Interface markup and scripts:
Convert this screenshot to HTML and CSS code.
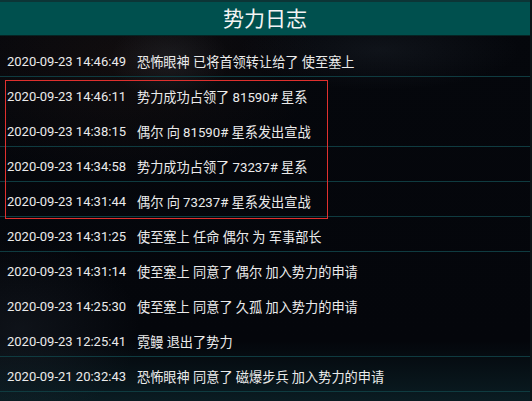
FILE: index.html
```html
<!DOCTYPE html>
<html lang="zh">
<head>
    <meta charset="UTF-8">
    <meta name="viewport" content="width=device-width, initial-scale=1.0">
    <title>势力日志</title>
    <link rel="stylesheet" href="styles.css">
</head>
<body>

    <div class="panel">
        <div class="title-bar">势力日志</div>

        <div class="log-list">
            <div class="log-row line"><span class="time">2020-09-23 14:46:49</span><span class="msg">恐怖眼神 已将首领转让给了 使至塞上</span></div>
            <div class="log-row"><span class="time">2020-09-23 14:46:11</span><span class="msg">势力成功占领了 81590# 星系</span></div>
            <div class="log-row line"><span class="time">2020-09-23 14:38:15</span><span class="msg">偶尔 向 81590# 星系发出宣战</span></div>
            <div class="log-row line"><span class="time">2020-09-23 14:34:58</span><span class="msg">势力成功占领了 73237# 星系</span></div>
            <div class="log-row line"><span class="time">2020-09-23 14:31:44</span><span class="msg">偶尔 向 73237# 星系发出宣战</span></div>
            <div class="log-row line"><span class="time">2020-09-23 14:31:25</span><span class="msg">使至塞上 任命 偶尔 为 军事部长</span></div>
            <div class="log-row"><span class="time">2020-09-23 14:31:14</span><span class="msg">使至塞上 同意了 偶尔 加入势力的申请</span></div>
            <div class="log-row"><span class="time">2020-09-23 14:25:30</span><span class="msg">使至塞上 同意了 久孤 加入势力的申请</span></div>
            <div class="log-row line"><span class="time">2020-09-23 12:25:41</span><span class="msg">霓鳗 退出了势力</span></div>
            <div class="log-row line"><span class="time">2020-09-21 20:32:43</span><span class="msg">恐怖眼神 同意了 磁爆步兵 加入势力的申请</span></div>

            <!-- highlight frame around the war entries -->
            <div class="highlight"></div>
        </div>
    </div>

</body>
</html>
```

FILE: styles.css
```css
body {
    margin: 0;
    background-color: #04060b;
    font-family: Roboto, "Noto Sans CJK SC", sans-serif;
    overflow: hidden;
}
.panel {
    width: 532px;
    height: 401px;
    background:
        radial-gradient(ellipse 60px 40px at 170px 60px, rgba(90, 100, 110, 0.18), transparent),
        radial-gradient(ellipse 140px 40px at 380px 50px, rgba(80, 95, 110, 0.14), transparent),
        radial-gradient(ellipse 120px 90px at 20px 330px, rgba(70, 85, 100, 0.16), transparent),
        radial-gradient(ellipse 200px 120px at 120px 60px, rgba(40, 25, 20, 0.35), transparent),
        linear-gradient(to bottom, #05070c, #04060b 85%, #0a1c22);
    border-right: 2px solid #0b1418;
    box-sizing: border-box;
}
.title-bar {
    height: 33px;
    border-top: 2px solid #0c3536;
    border-bottom: 1px solid #062424;
    background-color: #00504e;
    color: #f4f4f4;
    font-size: 21px;
    line-height: 35px;
    text-align: center;
}
.log-list {
    position: relative;
    padding-top: 6px;
}
.log-row {
    height: 35px;
    box-sizing: border-box;
    padding: 5px 0 0 7px;
    display: flex;
    align-items: center;
    color: #ebebeb;
    font-size: 13px;
    border-bottom: 1px solid transparent;
}
.log-row.line {
    border-bottom-color: #0f3b40;
}
.time {
    width: 130px;
}
.msg {
    white-space: nowrap;
    font-size: 13.2px;
}
.highlight {
    position: absolute;
    left: 5px;
    top: 44px;
    width: 321px;
    height: 137px;
    border: 1px solid #e0302e;
}
```
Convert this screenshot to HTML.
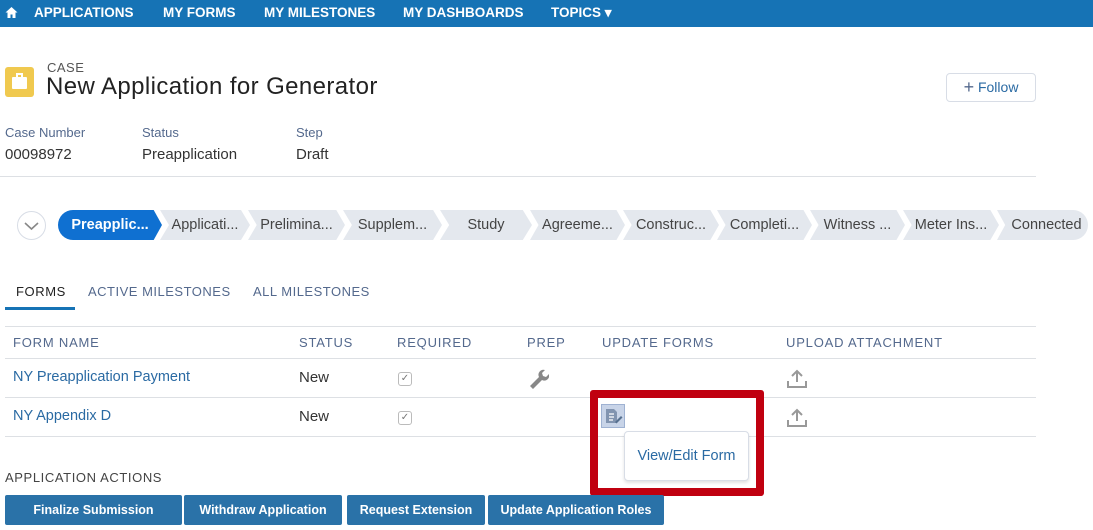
<!DOCTYPE html>
<html><head><meta charset="utf-8"><style>
*{margin:0;padding:0;box-sizing:border-box}
body{width:1093px;height:530px;overflow:hidden;background:#fff;font-family:"Liberation Sans",sans-serif;position:relative;color:#16325c}
.a{position:absolute;white-space:nowrap}
.nav{left:0;top:0;width:1093px;height:27px;background:#1673b5}
.nav span{position:absolute;top:5px;color:#fff;font-weight:bold;font-size:13.5px}
.lbl{font-size:13px;color:#54698d}
.val{font-size:15px;color:#333}
.seg{position:absolute;top:210px;height:30px;background:#e4e8ee;color:#444;font-size:14.5px;line-height:30px;text-align:center}
.th{font-size:13px;color:#54698d;letter-spacing:.8px;top:335px}
.hl{position:absolute;left:5px;width:1031px;height:1px;background:#dde0e4}
.lnk{color:#2a6aa3;font-size:14.5px}
.chk{position:absolute;width:14px;height:14px;border:1px solid #bbb;border-radius:3px;font-size:10px;color:#777;text-align:center;line-height:12px}
.btn{position:absolute;top:495px;height:30px;background:#2a72a8;color:#fff;font-size:12.5px;font-weight:bold;text-align:center;line-height:30px;border-radius:2px}
</style></head><body>
<div class="a nav">
<svg style="position:absolute;left:5px;top:6px" width="13" height="13" viewBox="0 0 13 13"><path d="M6.5 1L0.5 6.5H2.5V12H5.5V8.5H7.5V12H10.5V6.5H12.5Z" fill="#fff"/></svg>
<span style="left:34px">APPLICATIONS</span><span style="left:163px">MY FORMS</span><span style="left:264px">MY MILESTONES</span><span style="left:403px">MY DASHBOARDS</span><span style="left:551px">TOPICS ▾</span>
</div>
<div class="a" style="left:5px;top:67px;width:29px;height:30px;background:#f0c94f;border-radius:3px"><div style="position:absolute;left:7px;top:10px;width:15px;height:12px;background:#fff;border-radius:1px"></div><div style="position:absolute;left:11px;top:6px;width:7px;height:5px;border:2px solid #fff;border-bottom:none"></div></div>
<div class="a" style="left:47px;top:60px;font-size:13px;color:#555;letter-spacing:.5px">CASE</div>
<div class="a" style="left:46px;top:73px;font-size:24px;color:#222;letter-spacing:.4px">New Application for Generator</div>
<div class="a" style="left:946px;top:73px;width:90px;height:29px;border:1px solid #d8dde6;border-radius:4px;font-size:14px;color:#2a6aa3;line-height:27px;text-align:center"><span style="font-size:18px;color:#54698d;vertical-align:-1px">+</span> Follow</div>
<div class="a lbl" style="left:5px;top:125px">Case Number</div><div class="a lbl" style="left:142px;top:125px">Status</div><div class="a lbl" style="left:296px;top:125px">Step</div>
<div class="a val" style="left:5px;top:146px">00098972</div><div class="a val" style="left:142px;top:146px">Preapplication</div><div class="a val" style="left:296px;top:146px">Draft</div>
<div class="hl" style="top:176px;left:0;width:1036px"></div>
<div class="a" style="left:17px;top:211px;width:29px;height:29px;border:1px solid #d8dde6;border-radius:50%"><svg width="27" height="27" viewBox="0 0 27 27"><path d="M7 11l6.5 6 6.5-6" stroke="#888" stroke-width="1.6" fill="none"/></svg></div>
<div class="seg" style="left:58px;width:104px;background:#0f70d1;color:#fff;font-weight:bold;border-radius:15px 0 0 15px;clip-path:polygon(0 0,92% 0,100% 50%,92% 100%,0 100%)">Preapplic...</div>
<div class="seg" style="left:160px;width:90px;clip-path:polygon(0 0,90% 0,100% 50%,90% 100%,0 100%,10% 50%)">Applicati...</div>
<div class="seg" style="left:248px;width:97px;clip-path:polygon(0 0,91% 0,100% 50%,91% 100%,0 100%,9% 50%)">Prelimina...</div>
<div class="seg" style="left:343px;width:99px;clip-path:polygon(0 0,91% 0,100% 50%,91% 100%,0 100%,9% 50%)">Supplem...</div>
<div class="seg" style="left:440px;width:92px;clip-path:polygon(0 0,90% 0,100% 50%,90% 100%,0 100%,10% 50%)">Study</div>
<div class="seg" style="left:530px;width:95px;clip-path:polygon(0 0,91% 0,100% 50%,91% 100%,0 100%,9% 50%)">Agreeme...</div>
<div class="seg" style="left:623px;width:96px;clip-path:polygon(0 0,91% 0,100% 50%,91% 100%,0 100%,9% 50%)">Construc...</div>
<div class="seg" style="left:717px;width:95px;clip-path:polygon(0 0,91% 0,100% 50%,91% 100%,0 100%,9% 50%)">Completi...</div>
<div class="seg" style="left:810px;width:95px;clip-path:polygon(0 0,91% 0,100% 50%,91% 100%,0 100%,9% 50%)">Witness ...</div>
<div class="seg" style="left:903px;width:96px;clip-path:polygon(0 0,91% 0,100% 50%,91% 100%,0 100%,9% 50%)">Meter Ins...</div>
<div class="seg" style="left:997px;width:91px;padding-left:8px;border-radius:0 15px 15px 0;clip-path:polygon(0 0,100% 0,100% 100%,0 100%,9% 50%)">Connected</div>
<div class="a" style="left:16px;top:284px;font-size:13px;color:#222;letter-spacing:.6px">FORMS</div>
<div class="a" style="left:88px;top:284px;font-size:13px;color:#54698d;letter-spacing:.5px">ACTIVE MILESTONES</div>
<div class="a" style="left:253px;top:284px;font-size:13px;color:#54698d;letter-spacing:.5px">ALL MILESTONES</div>
<div class="a" style="left:5px;top:307px;width:70px;height:3px;background:#1673b5"></div>
<div class="hl" style="top:326px"></div>
<div class="a th" style="left:13px">FORM NAME</div><div class="a th" style="left:299px">STATUS</div><div class="a th" style="left:397px">REQUIRED</div><div class="a th" style="left:527px">PREP</div><div class="a th" style="left:602px">UPDATE FORMS</div><div class="a th" style="left:786px">UPLOAD ATTACHMENT</div>
<div class="hl" style="top:358px"></div>
<div class="a lnk" style="left:13px;top:369px">NY Preapplication Payment</div><div class="a val" style="left:299px;top:369px">New</div>
<div class="chk" style="left:398px;top:372px">✓</div>
<svg class="a" style="left:527px;top:367px" width="22" height="22" viewBox="0 0 22 22"><path d="M3 19l9-9a5 5 0 0 1 6-7l-3 3 1 3 3 1 3-3a5 5 0 0 1-7 6l-9 9z" fill="#888"/></svg>
<svg class="a" style="left:786px;top:367px" width="22" height="22" viewBox="0 0 22 22"><path d="M11 15V4M6 9l5-5 5 5M2 14v6h18v-6" stroke="#999" stroke-width="2" fill="none"/></svg>
<div class="hl" style="top:397px"></div>
<div class="a lnk" style="left:13px;top:408px">NY Appendix D</div><div class="a val" style="left:299px;top:408px">New</div>
<div class="chk" style="left:398px;top:411px">✓</div>
<svg class="a" style="left:786px;top:406px" width="22" height="22" viewBox="0 0 22 22"><path d="M11 15V4M6 9l5-5 5 5M2 14v6h18v-6" stroke="#999" stroke-width="2" fill="none"/></svg>
<div class="hl" style="top:436px"></div>
<div class="a" style="left:590px;top:390px;width:174px;height:106px;border:8px solid #c00010;border-radius:3px"></div>
<div class="a" style="left:601px;top:404px;width:24px;height:24px;background:#c8d4e8;border:1px solid #9fb2d2"><svg width="22" height="22" viewBox="0 0 22 22"><path d="M4 4h8l3 3v11H4z" fill="#8194b0"/><path d="M7 9h5M7 12h5M7 15h4" stroke="#fff" stroke-width="1.3"/><path d="M13 17l6-6 1.5 1.5-6 6z" fill="#56708f"/></svg></div>
<div class="a" style="left:624px;top:431px;width:125px;height:50px;background:#fff;border:1px solid #d8dde6;border-radius:4px;box-shadow:0 2px 3px rgba(0,0,0,.12);font-size:14.5px;color:#2a6aa3;line-height:48px;text-align:center">View/Edit Form</div>
<div class="a" style="left:5px;top:470px;font-size:13px;color:#444;letter-spacing:.6px">APPLICATION ACTIONS</div>
<div class="btn" style="left:5px;width:177px">Finalize Submission</div>
<div class="btn" style="left:184px;width:158px">Withdraw Application</div>
<div class="btn" style="left:347px;width:138px">Request Extension</div>
<div class="btn" style="left:488px;width:176px">Update Application Roles</div>
</body></html>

### DIRECTIONS:
Gather, from the listing above, every line carrying the word "screenshot".

### RESULT OF THE EXERCISE:
Convert this screenshot to HTML and CSS code.
Convert this screenshot to HTML.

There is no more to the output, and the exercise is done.